> **To do**: Looking at the listing beneath, work out how many lines hold "index" and report only that figure.

(Code that builds pages)
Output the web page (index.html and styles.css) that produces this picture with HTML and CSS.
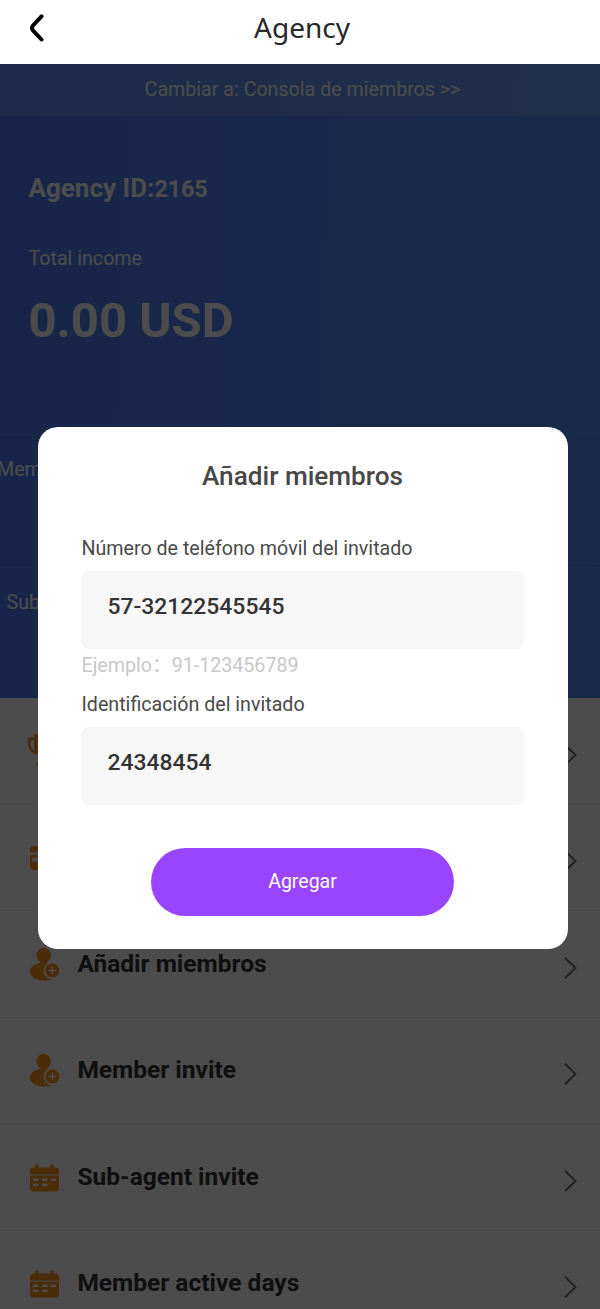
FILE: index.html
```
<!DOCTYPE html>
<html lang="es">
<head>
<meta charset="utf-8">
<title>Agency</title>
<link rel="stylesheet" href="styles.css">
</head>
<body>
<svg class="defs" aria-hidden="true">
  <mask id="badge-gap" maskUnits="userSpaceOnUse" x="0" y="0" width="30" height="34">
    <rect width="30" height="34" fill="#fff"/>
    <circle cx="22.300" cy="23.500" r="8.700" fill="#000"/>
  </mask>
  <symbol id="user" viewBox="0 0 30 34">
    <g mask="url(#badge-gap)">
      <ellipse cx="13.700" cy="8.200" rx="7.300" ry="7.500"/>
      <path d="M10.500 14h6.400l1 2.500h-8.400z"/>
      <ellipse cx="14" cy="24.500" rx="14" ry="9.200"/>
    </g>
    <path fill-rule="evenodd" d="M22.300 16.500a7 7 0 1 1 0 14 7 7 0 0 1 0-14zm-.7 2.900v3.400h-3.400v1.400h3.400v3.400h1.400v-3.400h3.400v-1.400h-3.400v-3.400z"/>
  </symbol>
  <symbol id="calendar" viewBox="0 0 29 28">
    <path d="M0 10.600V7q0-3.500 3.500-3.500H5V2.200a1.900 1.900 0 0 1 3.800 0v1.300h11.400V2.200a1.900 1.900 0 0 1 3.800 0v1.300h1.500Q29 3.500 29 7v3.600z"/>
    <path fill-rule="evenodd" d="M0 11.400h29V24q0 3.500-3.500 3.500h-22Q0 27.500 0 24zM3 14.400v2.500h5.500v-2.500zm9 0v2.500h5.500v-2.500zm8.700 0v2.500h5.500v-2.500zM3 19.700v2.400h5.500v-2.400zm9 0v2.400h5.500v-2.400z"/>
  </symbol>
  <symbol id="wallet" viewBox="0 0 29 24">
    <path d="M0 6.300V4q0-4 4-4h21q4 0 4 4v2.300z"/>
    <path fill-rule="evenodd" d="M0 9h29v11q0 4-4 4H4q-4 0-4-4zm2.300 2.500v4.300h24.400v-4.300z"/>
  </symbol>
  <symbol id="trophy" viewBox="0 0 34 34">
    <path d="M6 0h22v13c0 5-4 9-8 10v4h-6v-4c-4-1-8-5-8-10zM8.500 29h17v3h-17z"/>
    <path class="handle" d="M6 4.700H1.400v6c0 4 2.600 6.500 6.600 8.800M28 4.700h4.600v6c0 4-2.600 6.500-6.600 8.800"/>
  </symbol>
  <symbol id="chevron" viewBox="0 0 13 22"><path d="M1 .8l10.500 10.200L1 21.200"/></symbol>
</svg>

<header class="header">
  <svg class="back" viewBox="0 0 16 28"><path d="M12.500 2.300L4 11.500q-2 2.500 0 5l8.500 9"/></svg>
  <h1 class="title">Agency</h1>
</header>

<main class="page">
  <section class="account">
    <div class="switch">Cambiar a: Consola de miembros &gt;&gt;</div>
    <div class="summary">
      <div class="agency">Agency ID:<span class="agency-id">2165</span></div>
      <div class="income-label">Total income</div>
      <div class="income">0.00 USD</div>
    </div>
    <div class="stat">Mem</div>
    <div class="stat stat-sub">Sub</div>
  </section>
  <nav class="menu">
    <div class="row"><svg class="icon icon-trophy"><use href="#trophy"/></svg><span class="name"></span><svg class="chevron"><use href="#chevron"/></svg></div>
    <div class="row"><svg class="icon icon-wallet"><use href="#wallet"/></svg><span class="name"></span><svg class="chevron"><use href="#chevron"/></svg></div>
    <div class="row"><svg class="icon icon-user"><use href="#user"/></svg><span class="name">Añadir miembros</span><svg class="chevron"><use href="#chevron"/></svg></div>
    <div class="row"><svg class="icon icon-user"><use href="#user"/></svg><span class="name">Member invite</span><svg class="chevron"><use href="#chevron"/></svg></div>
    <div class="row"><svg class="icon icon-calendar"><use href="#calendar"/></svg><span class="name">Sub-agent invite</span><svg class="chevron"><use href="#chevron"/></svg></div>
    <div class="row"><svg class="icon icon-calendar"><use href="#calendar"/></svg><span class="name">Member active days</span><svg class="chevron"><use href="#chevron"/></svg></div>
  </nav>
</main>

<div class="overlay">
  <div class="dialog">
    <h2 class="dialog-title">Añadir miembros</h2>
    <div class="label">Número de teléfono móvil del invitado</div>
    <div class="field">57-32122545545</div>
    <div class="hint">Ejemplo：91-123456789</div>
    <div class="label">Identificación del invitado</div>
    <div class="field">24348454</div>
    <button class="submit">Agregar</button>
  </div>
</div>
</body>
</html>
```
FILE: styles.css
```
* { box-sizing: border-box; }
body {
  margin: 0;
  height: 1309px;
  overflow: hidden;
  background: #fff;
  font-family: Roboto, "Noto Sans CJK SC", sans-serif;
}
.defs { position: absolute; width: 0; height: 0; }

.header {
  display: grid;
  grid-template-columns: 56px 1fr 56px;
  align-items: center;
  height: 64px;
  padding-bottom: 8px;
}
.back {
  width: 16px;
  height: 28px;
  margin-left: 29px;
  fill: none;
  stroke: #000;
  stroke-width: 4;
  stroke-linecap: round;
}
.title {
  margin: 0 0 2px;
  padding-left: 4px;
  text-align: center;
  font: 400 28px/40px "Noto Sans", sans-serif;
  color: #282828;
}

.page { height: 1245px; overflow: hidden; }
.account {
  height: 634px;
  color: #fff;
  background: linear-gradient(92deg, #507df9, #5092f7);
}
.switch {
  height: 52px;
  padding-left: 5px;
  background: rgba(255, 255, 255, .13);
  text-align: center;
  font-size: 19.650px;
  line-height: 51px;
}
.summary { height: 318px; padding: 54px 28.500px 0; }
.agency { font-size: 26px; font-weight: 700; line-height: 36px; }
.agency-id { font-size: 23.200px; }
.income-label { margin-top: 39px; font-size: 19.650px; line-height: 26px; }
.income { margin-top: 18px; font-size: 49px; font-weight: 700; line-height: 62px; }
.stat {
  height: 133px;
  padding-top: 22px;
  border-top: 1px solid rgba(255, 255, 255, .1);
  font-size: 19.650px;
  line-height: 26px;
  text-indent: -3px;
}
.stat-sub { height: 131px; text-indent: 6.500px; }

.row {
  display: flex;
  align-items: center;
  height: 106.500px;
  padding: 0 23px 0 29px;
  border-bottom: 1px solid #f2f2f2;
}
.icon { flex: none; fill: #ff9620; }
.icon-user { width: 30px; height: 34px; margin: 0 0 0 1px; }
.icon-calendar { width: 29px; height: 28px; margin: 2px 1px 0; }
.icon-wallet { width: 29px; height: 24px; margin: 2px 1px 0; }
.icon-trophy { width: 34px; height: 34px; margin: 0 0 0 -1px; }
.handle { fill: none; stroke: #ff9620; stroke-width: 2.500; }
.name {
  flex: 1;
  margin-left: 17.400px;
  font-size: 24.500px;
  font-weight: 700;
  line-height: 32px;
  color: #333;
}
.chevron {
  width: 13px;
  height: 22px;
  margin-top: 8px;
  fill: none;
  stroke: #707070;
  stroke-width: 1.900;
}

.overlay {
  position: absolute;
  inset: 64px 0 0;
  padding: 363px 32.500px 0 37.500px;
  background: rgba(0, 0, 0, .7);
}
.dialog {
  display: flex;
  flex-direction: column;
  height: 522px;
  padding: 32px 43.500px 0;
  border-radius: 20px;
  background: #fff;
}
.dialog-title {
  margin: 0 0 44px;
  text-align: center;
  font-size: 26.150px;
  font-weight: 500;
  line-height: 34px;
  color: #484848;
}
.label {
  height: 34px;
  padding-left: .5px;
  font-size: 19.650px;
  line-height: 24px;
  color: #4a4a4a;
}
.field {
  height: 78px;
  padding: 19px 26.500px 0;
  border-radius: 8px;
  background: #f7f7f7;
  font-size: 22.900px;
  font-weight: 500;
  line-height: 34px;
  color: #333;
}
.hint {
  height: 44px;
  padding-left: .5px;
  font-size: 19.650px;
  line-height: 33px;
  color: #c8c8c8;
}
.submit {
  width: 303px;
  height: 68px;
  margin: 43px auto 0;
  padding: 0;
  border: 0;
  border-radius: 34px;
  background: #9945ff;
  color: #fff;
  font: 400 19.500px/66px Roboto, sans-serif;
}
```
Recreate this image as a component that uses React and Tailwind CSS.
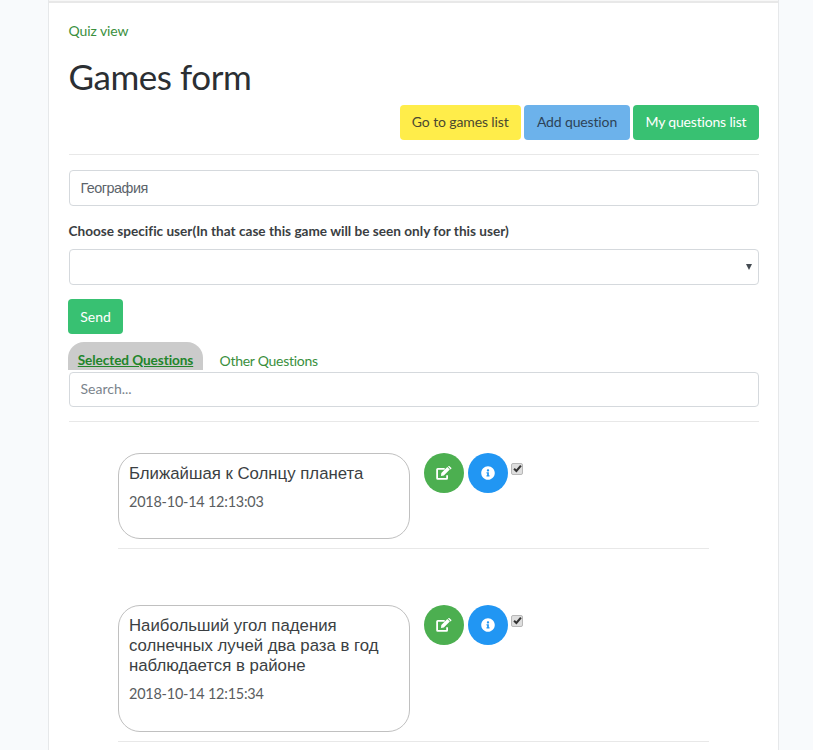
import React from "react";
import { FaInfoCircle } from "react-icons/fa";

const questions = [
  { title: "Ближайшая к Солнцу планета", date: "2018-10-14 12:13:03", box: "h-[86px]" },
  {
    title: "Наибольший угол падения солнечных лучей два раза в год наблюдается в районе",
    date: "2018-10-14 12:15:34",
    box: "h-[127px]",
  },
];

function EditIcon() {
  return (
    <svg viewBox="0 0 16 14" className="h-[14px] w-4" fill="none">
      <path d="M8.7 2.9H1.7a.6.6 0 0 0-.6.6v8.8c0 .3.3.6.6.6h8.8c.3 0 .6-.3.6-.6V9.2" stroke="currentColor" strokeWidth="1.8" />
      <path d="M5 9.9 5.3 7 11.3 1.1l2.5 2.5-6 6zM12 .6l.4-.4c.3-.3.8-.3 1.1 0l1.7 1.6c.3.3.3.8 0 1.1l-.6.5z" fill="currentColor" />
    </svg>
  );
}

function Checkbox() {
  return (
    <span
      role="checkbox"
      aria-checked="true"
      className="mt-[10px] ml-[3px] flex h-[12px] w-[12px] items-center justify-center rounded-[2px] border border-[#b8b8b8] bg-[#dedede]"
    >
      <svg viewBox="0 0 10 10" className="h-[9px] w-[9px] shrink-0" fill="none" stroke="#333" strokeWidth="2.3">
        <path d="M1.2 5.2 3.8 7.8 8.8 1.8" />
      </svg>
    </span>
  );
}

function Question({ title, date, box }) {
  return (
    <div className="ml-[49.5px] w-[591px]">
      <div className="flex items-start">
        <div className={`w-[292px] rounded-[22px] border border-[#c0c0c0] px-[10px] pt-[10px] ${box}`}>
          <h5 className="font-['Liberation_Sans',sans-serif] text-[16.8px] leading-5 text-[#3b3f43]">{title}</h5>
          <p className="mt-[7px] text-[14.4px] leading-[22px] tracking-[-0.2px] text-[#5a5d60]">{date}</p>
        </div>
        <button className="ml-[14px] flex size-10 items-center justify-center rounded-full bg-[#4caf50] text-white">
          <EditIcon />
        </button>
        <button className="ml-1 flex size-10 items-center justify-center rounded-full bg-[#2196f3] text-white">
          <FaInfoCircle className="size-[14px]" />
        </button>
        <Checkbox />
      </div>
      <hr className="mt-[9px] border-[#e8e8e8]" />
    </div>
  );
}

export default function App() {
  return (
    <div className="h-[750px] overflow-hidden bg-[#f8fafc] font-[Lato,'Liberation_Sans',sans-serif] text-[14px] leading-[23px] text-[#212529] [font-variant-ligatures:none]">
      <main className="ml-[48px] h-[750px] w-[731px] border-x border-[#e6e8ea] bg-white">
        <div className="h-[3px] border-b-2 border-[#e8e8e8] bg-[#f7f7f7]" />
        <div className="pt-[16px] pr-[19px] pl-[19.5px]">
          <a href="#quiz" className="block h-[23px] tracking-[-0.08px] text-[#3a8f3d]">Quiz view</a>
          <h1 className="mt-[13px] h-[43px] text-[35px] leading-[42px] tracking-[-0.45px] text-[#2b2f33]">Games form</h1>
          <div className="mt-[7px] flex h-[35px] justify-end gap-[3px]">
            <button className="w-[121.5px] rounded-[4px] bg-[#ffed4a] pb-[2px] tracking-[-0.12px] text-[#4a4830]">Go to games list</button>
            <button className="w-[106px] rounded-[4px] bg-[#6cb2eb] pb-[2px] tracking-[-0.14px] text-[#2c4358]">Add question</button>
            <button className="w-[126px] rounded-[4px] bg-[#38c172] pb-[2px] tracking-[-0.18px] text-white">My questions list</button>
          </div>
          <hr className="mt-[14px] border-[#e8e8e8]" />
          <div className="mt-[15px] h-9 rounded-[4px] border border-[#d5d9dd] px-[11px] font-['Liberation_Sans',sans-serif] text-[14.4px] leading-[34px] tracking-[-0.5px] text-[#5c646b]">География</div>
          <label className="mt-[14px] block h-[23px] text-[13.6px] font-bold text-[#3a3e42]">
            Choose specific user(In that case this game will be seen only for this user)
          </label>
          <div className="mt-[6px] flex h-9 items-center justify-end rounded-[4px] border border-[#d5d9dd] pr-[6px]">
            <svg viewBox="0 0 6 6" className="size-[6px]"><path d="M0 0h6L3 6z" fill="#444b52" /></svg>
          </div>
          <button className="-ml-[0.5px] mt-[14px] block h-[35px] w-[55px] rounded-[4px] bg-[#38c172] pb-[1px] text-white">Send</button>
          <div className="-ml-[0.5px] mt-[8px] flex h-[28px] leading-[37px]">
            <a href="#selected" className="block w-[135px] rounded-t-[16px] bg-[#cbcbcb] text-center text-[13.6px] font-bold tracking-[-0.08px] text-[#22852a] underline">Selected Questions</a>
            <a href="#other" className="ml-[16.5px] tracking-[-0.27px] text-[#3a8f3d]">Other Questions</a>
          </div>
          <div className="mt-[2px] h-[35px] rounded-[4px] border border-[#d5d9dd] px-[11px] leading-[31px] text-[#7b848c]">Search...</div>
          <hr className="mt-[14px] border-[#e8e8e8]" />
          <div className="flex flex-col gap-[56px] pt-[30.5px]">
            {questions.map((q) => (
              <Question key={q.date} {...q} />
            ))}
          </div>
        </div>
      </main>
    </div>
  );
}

> **In response**: 2